Non-verbal cues become important. I try to give my boyfriend a meaningful good-morning smile but he just laughs at me (no, not with me). On an outing to buy milk I'm torn: not thanking the man at the checkout feels rude but it's also a waste of a word - obvs I'd say "thanks" instead of "thank you" (I'm no amateur). I pretend I have laryngitis, gesturing to show I've lost my voice.
Reading and writing are verboten too (that's why I'm doing this at the weekend - it wouldn't be feasible at work). It's refreshing to have an excuse not to check e-mails and break from the noise of Twitter. I delude myself that looking at a constant feed of news (Instagram) keeps me informed but when I come to catch up the next day I haven't missed anything and find I concentrate properly reading whole articles, thereby being more on the pulse than had I spent a day exhausting the zeitgeist.
At a lunch with friends that I couldn't cancel I worried that people would tire of the mute in the corner but actually they enjoyed having a captive audience. If you can't talk back, you hear more. And you notice other things.
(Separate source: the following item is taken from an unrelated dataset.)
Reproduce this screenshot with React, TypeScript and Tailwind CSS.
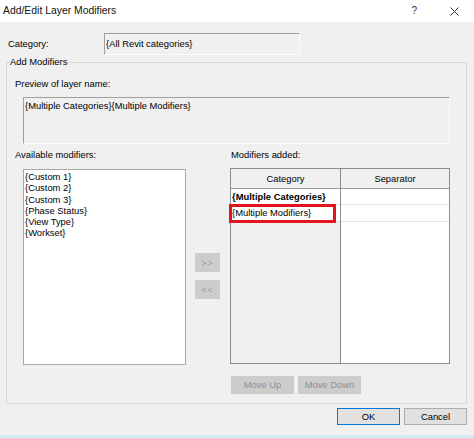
import React from "react";

const items = ["{Custom 1}", "{Custom 2}", "{Custom 3}", "{Phase Status}", "{View Type}", "{Workset}"];

export default function App() {
  return (
    <div className="w-[474px] h-[438px] bg-[#f0f0f0] flex flex-col font-['Liberation_Sans',Arial,sans-serif] text-[9.4px] leading-[12px] text-black overflow-hidden">
      {/* Title bar */}
      <div className="h-[22px] bg-white flex items-center pl-[3px] shrink-0">
        <span className="text-[10.4px] text-[#111]">Add/Edit Layer Modifiers</span>
        <span className="ml-auto mr-[33px] text-[10px] text-[#333]">?</span>
        <svg width="9" height="9" viewBox="0 0 9 9" className="mr-[15px]">
          <path d="M0.5 0.5 L8.5 8.5 M8.5 0.5 L0.5 8.5" stroke="#333" strokeWidth="1" fill="none" />
        </svg>
      </div>

      {/* Category row */}
      <div className="flex items-center h-[22px] mt-[11px] pl-[8px] shrink-0">
        <span className="w-[96px]">Category:</span>
        <div className="w-[196px] h-[22px] border-t border-l border-[#a0a0a0] border-r border-b border-r-[#fbfbfb] border-b-[#fbfbfb] pl-[1px] pt-[4px]">
          {"{All Revit categories}"}
        </div>
      </div>

      {/* Group box */}
      <fieldset className="ml-[6px] mt-[1px] w-[461px] h-[348px] border border-[#d9d9d9] shrink-0">
        <legend className="ml-[3px] leading-[12px]">Add Modifiers</legend>
        <div className="pl-[8px] flex flex-col">
          <div className="mt-[10px] h-[12px]">Preview of layer name:</div>
          <div className="mt-[7px] ml-[8px] w-[427px] h-[47px] border-t border-l border-[#a0a0a0] border-r border-b border-r-[#fbfbfb] border-b-[#fbfbfb] pl-[1px] pt-[2px]">
            {"{Multiple Categories}{Multiple Modifiers}"}
          </div>
          <div className="mt-[5px] h-[12px] flex">
            <span className="w-[216px]">Available modifiers:</span>
            <span>Modifiers added:</span>
          </div>
          <div className="mt-[7px] flex items-start">
            {/* Available list */}
            <div className="ml-[8px] mt-[1px] w-[163px] h-[196px] bg-white border border-[#a8a8a8] pl-[1px] pt-[1px] flex flex-col">
              {items.map((t) => (
                <div key={t} className="h-[11.3px] leading-[11.3px]">{t}</div>
              ))}
            </div>
            {/* Arrow buttons */}
            <div className="ml-[9px] mt-[85px] flex flex-col gap-[8px]">
              <div className="w-[25px] h-[19px] bg-[#cccccc] text-[#a0a0a0] flex items-center justify-center text-[9px] tracking-[1px]">&gt;&gt;</div>
              <div className="w-[25px] h-[19px] bg-[#cccccc] text-[#a0a0a0] flex items-center justify-center text-[9px] tracking-[1px]">&lt;&lt;</div>
            </div>
            {/* Table */}
            <div className="ml-[10px] w-[220px] h-[196px] border border-[#8c8c8c] flex">
              <div className="w-[110px] bg-[#f0f0f0] border-r border-[#8c8c8c] flex flex-col">
                <div className="h-[20px] border-b border-[#9a9a9a] flex items-center justify-center">Category</div>
                <div className="h-[16px] bg-white border-b border-[#e3e3e3] flex items-center pl-[1px] font-bold">
                  {"{Multiple Categories}"}
                </div>
                <div className="h-[17px] bg-white border-b border-[#e3e3e3] flex items-center">
                  <span className="-ml-[2px] w-[107px] h-[19px] border-[3px] border-[#e3141d] flex items-center pl-[0px]">
                    {"{Multiple Modifiers}"}
                  </span>
                </div>
              </div>
              <div className="flex-1 bg-white flex flex-col">
                <div className="h-[20px] bg-[#f0f0f0] border-b border-[#9a9a9a] flex items-center justify-center">Separator</div>
                <div className="h-[16px] border-b border-[#e3e3e3]" />
                <div className="h-[17px] border-b border-[#e3e3e3]" />
              </div>
            </div>
          </div>
          {/* Move buttons */}
          <div className="mt-[11px] ml-[216px] flex gap-[4px]">
            <div className="w-[63px] h-[18px] bg-[#cccccc] text-[#8e8e8e] flex items-center justify-center">Move Up</div>
            <div className="w-[63px] h-[18px] bg-[#cccccc] text-[#8e8e8e] flex items-center justify-center">Move Down</div>
          </div>
        </div>
      </fieldset>

      {/* Footer buttons */}
      <div className="mt-[4px] flex justify-end pr-[7px] gap-[4px] shrink-0">
        <div className="w-[63px] h-[17px] bg-[#e1e1e1] border border-[#0078d7] flex items-center justify-center">OK</div>
        <div className="w-[63px] h-[17px] bg-[#e1e1e1] border border-[#adadad] flex items-center justify-center">Cancel</div>
      </div>
      <div className="mt-auto h-[3px] bg-[#d3ecf4] shrink-0" />
    </div>
  );
}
I slowed down to eat, really tasting my food rather than shovelling it in between trying to keep up with the conversation. However delicious my pizza was, though, it was annoying not being able to join in, especially when I had a great anecdote to contribute to the conversation. I told myself it would hold but knew it wouldn't. I can't imagine having to be silent in my open-plan office either.
At the end of the day I assumed I would be a better person, one for whom every word mattered. Instead, I blurted out a jumble of observations that I didn't realise had been building up all day. And then I had a glass of wine and said thank you.
I am a social animal and I have no desire to do it again.